The listing below is the input. Say how many of its lines contain "styles", giving the number alone.

──────── Supplied data

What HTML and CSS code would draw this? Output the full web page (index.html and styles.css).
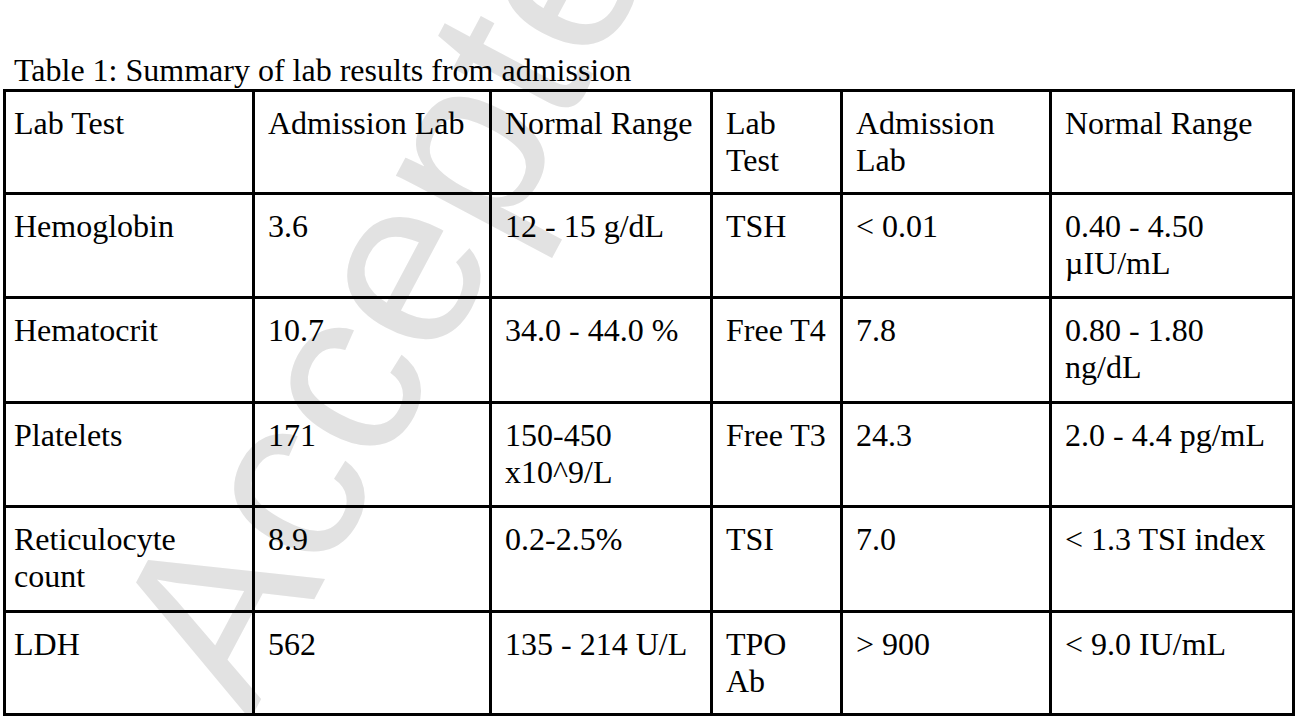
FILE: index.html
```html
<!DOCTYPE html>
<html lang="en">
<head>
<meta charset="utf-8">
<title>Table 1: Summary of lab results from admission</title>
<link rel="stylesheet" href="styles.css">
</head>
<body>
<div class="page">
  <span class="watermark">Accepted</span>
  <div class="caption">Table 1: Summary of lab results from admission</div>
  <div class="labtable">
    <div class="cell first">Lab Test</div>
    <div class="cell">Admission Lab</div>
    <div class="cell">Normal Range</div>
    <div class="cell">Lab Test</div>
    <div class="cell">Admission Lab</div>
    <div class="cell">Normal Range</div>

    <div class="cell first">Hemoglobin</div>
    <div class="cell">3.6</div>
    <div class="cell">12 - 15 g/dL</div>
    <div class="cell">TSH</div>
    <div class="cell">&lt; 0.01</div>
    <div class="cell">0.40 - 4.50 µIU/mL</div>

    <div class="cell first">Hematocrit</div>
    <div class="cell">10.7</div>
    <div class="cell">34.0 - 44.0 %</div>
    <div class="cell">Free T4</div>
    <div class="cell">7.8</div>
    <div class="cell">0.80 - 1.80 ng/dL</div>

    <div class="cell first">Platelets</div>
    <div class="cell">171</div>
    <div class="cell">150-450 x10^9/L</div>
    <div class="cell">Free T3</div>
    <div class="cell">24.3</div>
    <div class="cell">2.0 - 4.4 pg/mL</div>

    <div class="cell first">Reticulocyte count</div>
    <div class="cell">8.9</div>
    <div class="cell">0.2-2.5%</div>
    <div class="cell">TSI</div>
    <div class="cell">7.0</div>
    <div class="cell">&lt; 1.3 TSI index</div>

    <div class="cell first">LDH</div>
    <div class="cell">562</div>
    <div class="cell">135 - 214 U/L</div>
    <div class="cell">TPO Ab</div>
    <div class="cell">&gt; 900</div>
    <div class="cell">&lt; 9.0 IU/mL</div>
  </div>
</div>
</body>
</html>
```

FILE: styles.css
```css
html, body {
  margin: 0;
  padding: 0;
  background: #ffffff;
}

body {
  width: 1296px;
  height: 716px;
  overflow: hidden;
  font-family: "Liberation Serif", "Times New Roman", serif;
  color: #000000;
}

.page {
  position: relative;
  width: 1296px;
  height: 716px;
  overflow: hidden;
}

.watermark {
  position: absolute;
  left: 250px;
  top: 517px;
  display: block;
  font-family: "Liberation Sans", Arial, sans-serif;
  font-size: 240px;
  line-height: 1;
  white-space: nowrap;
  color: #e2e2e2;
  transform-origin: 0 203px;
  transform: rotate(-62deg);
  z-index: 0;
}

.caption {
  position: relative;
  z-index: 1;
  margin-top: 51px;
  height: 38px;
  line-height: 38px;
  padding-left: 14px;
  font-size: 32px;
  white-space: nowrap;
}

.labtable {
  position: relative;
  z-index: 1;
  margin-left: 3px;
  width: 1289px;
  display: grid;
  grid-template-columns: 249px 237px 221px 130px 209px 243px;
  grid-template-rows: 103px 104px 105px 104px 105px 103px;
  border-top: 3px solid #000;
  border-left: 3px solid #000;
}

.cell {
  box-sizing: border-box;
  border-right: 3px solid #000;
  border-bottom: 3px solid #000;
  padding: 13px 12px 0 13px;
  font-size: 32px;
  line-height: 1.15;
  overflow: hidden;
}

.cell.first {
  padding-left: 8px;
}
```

────────────────

**Solution to this task**
3